Key Takeaways
- Vanguard expects U.S. stocks to produce 4% to 5% average annualized returns over the next five to 10 years.
- The firm’s bear case for AI: The U.S. economy experiences “anemic growth reminiscent of the decade” after the 2008 financial crisis.
Artificial intelligence could completely change the way the world works. It still may not do much for stock portfolios.
Vanguard said AI stands to be a transformative technology and boost the U.S. economy, but the asset manager still forecasts long-term returns—single-digits over the next decade—that might represent a wake-up call for investors accustomed to the historically unusual powerhouse gains seen in the S&P 500.
In its 2026 outlook report, the shop known for its index funds ran through various scenarios in which AI proves out and in which it disappoints. The bull case for AI is that it eventually boosts the U.S. economy: Vanguard sees GDP growth hitting 3% on average between 2028 and 2035.
But what’s good for the economy isn’t necessarily good for stocks. Vanguard’s expectations for the U.S. market stem largely from its risk-return assessment of large-cap shares, a useful reminder that the S&P 500’s double-digit returns of the past are not guaranteed to continue.
WHY IT MATTERS TO YOU
While investment professionals agree that AI is a megatrend with legs, they are increasingly skeptical that hyperscalers will dominate that category and beat out the more under-the-radar startups waiting in the wings to displace them.
Vanguard’s base case suggests U.S. stock returns of around 4% to 5% annually over the next five to 10 years. If AI shoots the lights out, 10-year stock return projections improve to a range of 8% to 10%. And if AI disappoints, return forecasts fall to negative 2% to 2%. (Vanguard puts the probability of the bull case 10% and the bear at 30%.)
Vanguard is not dismissing AI as a transformative technology, but its outlook strongly suggests investors temper their expectations.
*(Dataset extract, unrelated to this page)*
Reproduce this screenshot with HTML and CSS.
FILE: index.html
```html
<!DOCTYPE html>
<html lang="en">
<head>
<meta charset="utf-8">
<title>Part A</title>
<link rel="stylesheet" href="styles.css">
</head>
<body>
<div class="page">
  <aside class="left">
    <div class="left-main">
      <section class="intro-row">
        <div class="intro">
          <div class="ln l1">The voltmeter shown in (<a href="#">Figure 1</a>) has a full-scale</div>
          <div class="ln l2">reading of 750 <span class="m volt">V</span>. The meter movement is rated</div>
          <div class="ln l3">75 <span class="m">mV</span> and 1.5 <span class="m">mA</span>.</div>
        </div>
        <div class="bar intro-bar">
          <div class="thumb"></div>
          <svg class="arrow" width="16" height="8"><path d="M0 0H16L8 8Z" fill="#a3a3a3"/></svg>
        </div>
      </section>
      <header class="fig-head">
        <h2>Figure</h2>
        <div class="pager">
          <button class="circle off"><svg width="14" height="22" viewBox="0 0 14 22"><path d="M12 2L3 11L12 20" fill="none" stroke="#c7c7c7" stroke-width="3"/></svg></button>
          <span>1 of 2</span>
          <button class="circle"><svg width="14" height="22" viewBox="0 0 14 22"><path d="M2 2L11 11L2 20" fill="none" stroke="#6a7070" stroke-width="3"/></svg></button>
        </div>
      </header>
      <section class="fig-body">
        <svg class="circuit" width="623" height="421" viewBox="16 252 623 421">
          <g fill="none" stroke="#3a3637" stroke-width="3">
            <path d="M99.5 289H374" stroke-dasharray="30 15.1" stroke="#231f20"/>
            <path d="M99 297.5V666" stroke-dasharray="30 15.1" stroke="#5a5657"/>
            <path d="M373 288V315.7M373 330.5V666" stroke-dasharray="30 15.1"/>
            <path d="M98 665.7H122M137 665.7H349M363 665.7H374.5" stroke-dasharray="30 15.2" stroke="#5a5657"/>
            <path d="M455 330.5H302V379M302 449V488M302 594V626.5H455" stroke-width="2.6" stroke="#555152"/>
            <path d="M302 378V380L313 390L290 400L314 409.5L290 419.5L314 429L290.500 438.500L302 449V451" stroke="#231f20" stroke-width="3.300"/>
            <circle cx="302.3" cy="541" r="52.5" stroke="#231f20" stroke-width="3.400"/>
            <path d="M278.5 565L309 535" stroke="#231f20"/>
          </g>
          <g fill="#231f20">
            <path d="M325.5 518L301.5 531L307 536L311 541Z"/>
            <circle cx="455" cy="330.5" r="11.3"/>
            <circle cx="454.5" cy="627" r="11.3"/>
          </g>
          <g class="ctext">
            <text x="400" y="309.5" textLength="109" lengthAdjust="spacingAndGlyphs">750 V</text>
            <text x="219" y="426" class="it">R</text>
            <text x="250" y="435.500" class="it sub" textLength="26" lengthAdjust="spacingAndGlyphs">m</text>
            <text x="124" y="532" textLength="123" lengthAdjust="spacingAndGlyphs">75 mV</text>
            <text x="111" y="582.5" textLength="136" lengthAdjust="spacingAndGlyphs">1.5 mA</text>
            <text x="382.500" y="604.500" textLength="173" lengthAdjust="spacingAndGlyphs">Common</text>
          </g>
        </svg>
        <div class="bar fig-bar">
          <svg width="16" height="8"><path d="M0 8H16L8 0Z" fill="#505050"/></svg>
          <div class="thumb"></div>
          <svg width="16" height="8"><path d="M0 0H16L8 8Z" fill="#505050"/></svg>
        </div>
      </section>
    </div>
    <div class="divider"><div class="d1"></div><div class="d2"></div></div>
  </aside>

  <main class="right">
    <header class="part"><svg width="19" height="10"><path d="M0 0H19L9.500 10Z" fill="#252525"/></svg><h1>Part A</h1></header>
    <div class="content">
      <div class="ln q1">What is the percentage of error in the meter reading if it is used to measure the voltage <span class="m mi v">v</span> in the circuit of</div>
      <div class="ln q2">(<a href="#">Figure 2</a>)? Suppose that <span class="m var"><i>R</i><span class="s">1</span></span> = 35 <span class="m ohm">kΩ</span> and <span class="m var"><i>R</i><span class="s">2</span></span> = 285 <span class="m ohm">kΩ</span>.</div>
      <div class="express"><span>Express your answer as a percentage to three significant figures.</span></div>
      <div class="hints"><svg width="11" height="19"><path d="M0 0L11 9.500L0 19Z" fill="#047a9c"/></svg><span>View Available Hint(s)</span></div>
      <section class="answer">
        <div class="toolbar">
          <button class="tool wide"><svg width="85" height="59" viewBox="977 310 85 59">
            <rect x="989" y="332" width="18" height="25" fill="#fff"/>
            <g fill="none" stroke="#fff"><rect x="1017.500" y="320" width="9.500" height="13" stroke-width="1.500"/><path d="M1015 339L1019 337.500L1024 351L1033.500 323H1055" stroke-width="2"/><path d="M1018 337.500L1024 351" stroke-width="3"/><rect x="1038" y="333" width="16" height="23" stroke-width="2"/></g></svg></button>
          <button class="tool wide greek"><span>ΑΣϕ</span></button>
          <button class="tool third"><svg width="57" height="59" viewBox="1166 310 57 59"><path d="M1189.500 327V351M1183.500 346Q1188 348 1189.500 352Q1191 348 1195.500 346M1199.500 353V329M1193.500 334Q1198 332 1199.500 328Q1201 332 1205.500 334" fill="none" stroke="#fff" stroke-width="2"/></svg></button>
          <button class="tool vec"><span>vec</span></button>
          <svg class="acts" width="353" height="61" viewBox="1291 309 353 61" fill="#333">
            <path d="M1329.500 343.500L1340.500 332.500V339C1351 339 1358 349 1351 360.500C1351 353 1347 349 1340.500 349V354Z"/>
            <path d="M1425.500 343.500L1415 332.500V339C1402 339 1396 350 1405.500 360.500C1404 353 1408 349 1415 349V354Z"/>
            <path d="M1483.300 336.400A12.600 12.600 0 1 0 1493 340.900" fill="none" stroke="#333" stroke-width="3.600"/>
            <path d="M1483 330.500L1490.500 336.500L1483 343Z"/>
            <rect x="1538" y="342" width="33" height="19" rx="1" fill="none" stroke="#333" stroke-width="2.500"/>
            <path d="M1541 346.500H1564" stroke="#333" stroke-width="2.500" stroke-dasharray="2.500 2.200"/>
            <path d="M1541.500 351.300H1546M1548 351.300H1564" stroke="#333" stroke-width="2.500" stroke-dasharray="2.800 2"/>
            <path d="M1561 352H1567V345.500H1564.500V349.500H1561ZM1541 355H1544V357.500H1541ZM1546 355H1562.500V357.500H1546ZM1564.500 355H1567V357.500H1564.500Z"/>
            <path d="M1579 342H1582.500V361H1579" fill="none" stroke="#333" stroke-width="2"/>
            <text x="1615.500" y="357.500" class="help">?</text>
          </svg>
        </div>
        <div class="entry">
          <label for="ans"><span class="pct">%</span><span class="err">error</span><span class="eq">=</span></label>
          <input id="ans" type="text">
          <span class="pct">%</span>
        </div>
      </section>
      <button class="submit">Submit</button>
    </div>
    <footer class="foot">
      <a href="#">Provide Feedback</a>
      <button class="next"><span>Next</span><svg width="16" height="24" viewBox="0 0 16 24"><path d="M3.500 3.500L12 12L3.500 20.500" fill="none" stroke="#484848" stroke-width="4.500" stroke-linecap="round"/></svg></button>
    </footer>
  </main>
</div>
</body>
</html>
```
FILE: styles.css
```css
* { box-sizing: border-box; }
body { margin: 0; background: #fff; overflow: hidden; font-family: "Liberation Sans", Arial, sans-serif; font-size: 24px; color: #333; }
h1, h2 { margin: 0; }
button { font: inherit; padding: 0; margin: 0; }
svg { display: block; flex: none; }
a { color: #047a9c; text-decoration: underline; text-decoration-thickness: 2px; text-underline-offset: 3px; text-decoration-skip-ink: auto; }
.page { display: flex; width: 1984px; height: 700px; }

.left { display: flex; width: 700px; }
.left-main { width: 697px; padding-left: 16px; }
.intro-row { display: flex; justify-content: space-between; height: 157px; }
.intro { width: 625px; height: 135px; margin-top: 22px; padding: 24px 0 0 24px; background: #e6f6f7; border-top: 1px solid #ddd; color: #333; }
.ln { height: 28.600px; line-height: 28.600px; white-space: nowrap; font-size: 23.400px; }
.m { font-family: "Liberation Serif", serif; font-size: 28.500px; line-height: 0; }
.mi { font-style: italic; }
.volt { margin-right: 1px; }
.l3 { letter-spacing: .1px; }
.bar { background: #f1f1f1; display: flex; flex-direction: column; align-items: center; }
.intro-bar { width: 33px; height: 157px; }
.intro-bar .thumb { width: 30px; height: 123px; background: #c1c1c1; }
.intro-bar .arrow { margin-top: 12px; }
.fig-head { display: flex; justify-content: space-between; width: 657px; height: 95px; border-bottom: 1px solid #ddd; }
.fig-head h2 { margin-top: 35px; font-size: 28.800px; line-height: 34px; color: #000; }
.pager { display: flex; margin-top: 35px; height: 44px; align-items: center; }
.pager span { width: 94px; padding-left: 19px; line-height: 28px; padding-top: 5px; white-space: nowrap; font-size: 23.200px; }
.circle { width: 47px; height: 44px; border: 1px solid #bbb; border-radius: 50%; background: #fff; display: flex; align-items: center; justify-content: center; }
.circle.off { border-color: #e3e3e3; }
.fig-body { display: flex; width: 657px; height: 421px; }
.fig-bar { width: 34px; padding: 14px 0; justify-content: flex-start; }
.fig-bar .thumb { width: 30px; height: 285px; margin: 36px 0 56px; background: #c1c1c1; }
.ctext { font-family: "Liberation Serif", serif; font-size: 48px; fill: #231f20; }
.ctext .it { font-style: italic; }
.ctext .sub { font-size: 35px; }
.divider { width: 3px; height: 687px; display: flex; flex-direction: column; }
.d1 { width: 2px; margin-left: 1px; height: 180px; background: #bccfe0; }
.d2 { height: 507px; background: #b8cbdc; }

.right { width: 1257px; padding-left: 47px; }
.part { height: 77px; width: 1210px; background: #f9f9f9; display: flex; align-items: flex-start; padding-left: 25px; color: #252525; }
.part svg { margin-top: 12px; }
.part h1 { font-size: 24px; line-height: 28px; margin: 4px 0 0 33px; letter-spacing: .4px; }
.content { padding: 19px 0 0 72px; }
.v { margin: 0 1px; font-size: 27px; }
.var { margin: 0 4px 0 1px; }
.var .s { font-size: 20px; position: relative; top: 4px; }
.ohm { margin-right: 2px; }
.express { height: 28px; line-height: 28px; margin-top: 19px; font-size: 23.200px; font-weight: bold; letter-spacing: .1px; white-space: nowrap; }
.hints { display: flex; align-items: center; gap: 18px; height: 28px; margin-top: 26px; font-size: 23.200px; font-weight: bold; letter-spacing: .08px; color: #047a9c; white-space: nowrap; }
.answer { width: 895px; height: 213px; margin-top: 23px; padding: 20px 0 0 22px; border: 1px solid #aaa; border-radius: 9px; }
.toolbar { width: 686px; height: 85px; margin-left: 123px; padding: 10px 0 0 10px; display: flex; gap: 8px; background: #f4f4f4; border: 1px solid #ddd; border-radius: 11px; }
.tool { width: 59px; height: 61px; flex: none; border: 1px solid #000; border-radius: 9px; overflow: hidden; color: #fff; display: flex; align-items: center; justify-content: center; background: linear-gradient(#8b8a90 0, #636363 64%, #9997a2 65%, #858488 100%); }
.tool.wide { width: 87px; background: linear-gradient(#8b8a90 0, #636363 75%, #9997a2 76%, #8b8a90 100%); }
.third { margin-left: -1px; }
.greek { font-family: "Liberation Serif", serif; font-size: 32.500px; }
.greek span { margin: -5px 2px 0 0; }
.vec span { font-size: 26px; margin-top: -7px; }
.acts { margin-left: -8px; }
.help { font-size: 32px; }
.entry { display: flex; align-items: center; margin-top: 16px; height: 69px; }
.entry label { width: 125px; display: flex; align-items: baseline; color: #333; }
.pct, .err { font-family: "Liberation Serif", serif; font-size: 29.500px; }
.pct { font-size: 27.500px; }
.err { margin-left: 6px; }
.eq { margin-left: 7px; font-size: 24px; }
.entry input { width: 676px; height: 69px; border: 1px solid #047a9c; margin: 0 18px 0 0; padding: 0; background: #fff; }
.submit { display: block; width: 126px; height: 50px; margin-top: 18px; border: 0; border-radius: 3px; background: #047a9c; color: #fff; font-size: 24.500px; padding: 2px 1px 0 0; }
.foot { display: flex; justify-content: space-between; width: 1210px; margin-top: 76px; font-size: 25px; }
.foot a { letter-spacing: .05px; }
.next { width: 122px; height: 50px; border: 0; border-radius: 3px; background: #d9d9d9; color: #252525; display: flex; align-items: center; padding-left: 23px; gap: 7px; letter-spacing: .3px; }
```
In Vanguard’s bear scenario for AI, the U.S. economy could experience “anemic growth reminiscent of the decade following the 2008 global financial crisis,” the report said.
High-quality U.S. fixed income, U.S. value stocks, and non-U.S. developed market stocks offer stronger opportunities than the growth-heavy names that have dominated the benchmark index in recent years, according to the firm. Because AI expectations haven’t been priced into U.S. value stocks, in the event that wider adoption of the technology leads to productivity gains, that group stands to outperform growth-oriented tech stocks that have been bid up by the AI trade lately.
Aligning with other investment professionals that have started to grow wary of Big Tech, Vanguard’s expectations for smaller long-term U.S. stock returns is underpinned by the chance that the market isn’t pricing in the potential for disappointment, especially given the “arms-race dynamics” and the capital required. The risk for Big Tech is being overextended after the AI development phase and unable to deliver the profits that the market expects.
U.S. technology stocks could maintain their momentum in the short run, with earnings growth and faster-than-expected uptake of AI supporting double-digit returns through 2026. However, expectations are already high, and the market continues to underestimate the force of “creative destruction”—when new entrants erode legacy businesses’ moats and displace them. That raises the likelihood of disappointment, according to Vanguard.
It’s an open question whether the Magnificent Seven—Nvidia (NVDA), Apple (AAPL), Microsoft (MSFT), Alphabet (GOOG), Amazon (AMZN), Meta Platforms (META), and Tesla (TSLA)—or the thousands of private AI startups end up leading the AI revolution. Most of the hyperscalers were unknown or nonexistent during the dot-com boom, Vanguard notes, and “early leaders in tech revolutions rarely maintain their dominance indefinitely.”